Richard A. Bailey’s talk at Buffalo Humanities Festival will focus on contemporary American author Wendell Berry, a true renaissance man as seen in the wide range of topics covered in his writing. For Bailey, Berry serves as a modern-day prophet, whose calls for repentance are lamentations we should consider seriously, especially in communities, such as Buffalo, intent on “reviving.”
Wendell Berry, a Kentucky writer, has published more than sixty books (in poetry, fiction, and non-fiction) over the last sixty years. The agricultural and local community themes found in his writing carry through into in his life; Berry lives on a farm in Kentucky near where he grew up. Also an activist, Berry has protested, written, and spoken out against nuclear power, war, and environmental degradation. He is a strong supporter of local economies and local sustainability; his 1977 book The Unsettling of America: Culture and Agriculture made a case for eating local decades before the farm-to-table movement became a restaurant trend.
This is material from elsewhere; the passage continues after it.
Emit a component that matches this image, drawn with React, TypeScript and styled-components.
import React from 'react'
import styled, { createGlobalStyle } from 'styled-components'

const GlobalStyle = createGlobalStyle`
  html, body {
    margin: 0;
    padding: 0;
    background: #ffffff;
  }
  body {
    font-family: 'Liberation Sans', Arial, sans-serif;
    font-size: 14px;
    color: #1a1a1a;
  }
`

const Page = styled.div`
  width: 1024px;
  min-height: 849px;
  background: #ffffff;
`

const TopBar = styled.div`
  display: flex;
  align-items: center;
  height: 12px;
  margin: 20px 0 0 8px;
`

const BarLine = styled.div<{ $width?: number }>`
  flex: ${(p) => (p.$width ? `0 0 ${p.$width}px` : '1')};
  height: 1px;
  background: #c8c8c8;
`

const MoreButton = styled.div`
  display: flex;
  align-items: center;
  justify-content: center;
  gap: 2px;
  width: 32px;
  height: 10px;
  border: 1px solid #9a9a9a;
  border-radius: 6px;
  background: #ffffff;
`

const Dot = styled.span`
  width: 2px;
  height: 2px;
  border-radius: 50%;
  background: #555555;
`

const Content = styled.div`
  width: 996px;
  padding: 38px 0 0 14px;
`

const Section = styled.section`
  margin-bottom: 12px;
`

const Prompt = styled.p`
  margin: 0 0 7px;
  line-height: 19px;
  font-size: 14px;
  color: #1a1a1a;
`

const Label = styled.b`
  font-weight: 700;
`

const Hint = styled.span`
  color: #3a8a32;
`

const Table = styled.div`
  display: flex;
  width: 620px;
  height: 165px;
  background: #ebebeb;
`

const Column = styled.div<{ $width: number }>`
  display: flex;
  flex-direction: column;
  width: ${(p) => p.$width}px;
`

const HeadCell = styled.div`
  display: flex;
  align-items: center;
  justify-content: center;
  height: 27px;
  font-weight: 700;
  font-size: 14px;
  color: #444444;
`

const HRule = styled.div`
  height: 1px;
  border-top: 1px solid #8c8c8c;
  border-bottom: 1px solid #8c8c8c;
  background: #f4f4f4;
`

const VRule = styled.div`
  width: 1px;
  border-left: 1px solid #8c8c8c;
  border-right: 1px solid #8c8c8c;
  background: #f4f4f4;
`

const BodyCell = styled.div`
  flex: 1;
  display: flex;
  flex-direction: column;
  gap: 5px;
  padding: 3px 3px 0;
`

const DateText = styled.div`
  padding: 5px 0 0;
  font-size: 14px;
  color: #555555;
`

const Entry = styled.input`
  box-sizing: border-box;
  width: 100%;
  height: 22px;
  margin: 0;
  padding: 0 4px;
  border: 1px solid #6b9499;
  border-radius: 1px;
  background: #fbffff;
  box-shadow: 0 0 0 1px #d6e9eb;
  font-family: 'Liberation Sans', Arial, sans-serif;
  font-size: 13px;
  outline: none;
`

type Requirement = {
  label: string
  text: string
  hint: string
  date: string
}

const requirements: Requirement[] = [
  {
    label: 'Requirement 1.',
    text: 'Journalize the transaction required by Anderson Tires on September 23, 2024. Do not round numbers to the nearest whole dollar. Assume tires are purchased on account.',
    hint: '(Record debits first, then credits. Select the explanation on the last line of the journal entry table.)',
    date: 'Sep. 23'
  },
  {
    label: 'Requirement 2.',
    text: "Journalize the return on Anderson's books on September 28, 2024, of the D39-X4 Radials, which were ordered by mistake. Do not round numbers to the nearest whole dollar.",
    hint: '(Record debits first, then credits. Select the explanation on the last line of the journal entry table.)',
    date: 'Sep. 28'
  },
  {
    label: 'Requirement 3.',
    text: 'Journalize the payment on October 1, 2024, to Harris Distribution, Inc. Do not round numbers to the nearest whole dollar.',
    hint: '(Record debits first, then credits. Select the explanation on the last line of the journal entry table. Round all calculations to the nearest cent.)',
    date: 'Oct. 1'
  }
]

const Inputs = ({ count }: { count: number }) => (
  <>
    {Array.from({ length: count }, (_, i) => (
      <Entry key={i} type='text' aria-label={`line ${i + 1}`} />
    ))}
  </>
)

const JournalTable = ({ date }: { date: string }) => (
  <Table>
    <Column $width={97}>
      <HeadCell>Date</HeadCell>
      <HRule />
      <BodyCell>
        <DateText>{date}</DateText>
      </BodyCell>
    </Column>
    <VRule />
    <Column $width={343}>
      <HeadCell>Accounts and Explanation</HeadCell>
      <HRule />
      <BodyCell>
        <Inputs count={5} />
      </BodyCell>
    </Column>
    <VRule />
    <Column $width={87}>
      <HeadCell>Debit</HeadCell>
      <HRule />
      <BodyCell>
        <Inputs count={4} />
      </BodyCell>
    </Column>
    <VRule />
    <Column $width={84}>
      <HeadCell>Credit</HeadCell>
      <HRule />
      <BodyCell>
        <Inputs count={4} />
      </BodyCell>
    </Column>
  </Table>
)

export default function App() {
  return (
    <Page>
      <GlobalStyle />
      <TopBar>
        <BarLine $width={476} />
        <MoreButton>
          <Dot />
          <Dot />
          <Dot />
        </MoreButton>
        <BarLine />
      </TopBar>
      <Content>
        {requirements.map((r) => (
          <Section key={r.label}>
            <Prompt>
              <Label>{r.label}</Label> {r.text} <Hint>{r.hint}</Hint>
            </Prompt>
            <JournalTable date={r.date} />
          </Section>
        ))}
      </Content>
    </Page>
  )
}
How might Wendell Berry’s vision of environmental sustainability and support of local economies be applied to Buffalo’s current renaissance and revitalization movements? In June 2015, The Buffalo News reported that Buffalo Niagara remains one of the most segregated metro areas in the country. In 2015, a study identified Buffalo as having one of the highest minority poverty rates in the country. Can sustainable agriculture and access to locally grown food help alleviate a racial and class division in our area? Or are there ways that the “Support Local” conversation can still exclude members of our community? What can Berry offer us in his decades of activism, experience, and writing as we think about who and what revitalization appeals to, and how to define revitalization in our local Buffalo communities?
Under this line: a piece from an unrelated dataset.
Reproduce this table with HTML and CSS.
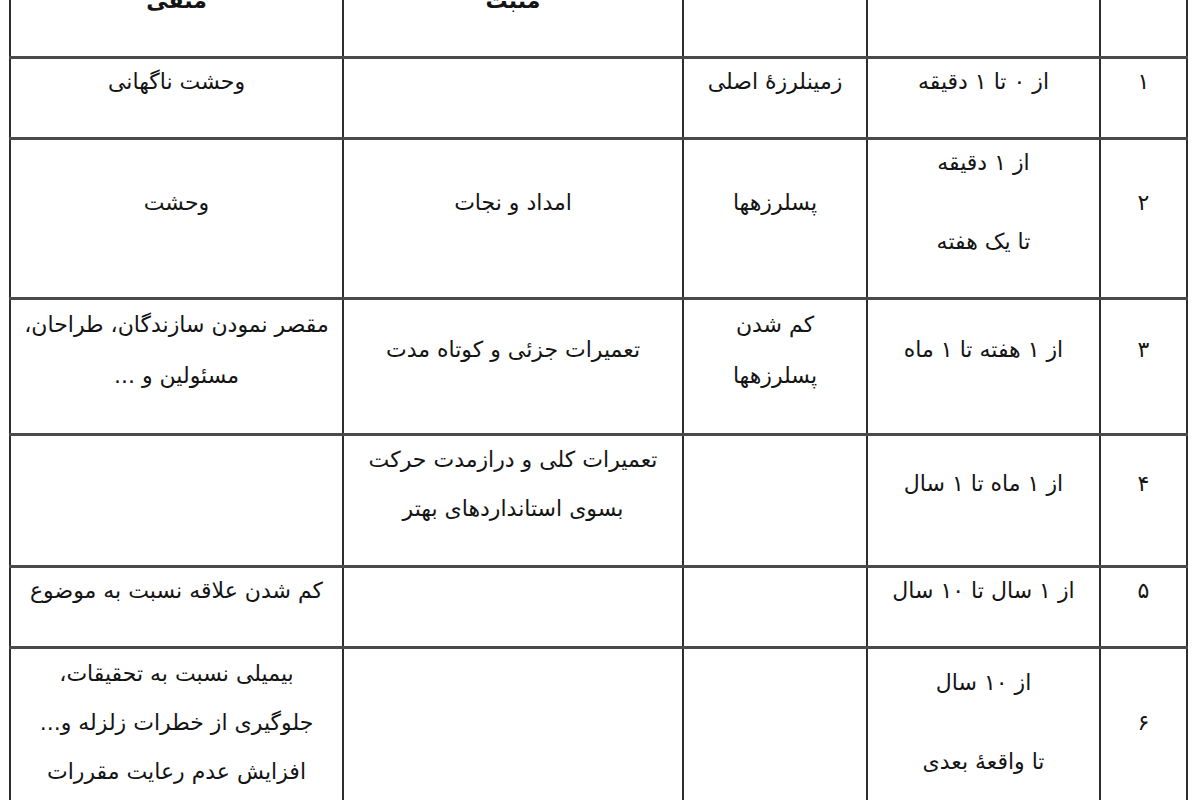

You can read Berry’s essay, “The Idea of a Local Economy,” in Orion Magazine and an interview with Berry in The Guardian. And we hope you join us for Professor Bailey’s talk, “Wendell Berry, Renaissance Man” on Saturday, September 24 from 11:00am-12:00pm, Rockwell, 204.
Richard A. Bailey is Associate Professor of History at Canisius College, where he teaches courses on early American history, race and religion in America, and fly fishing. The author of Race and Redemption in Puritan New England (2011), he is currently working on a book-length study of Wendell Berry.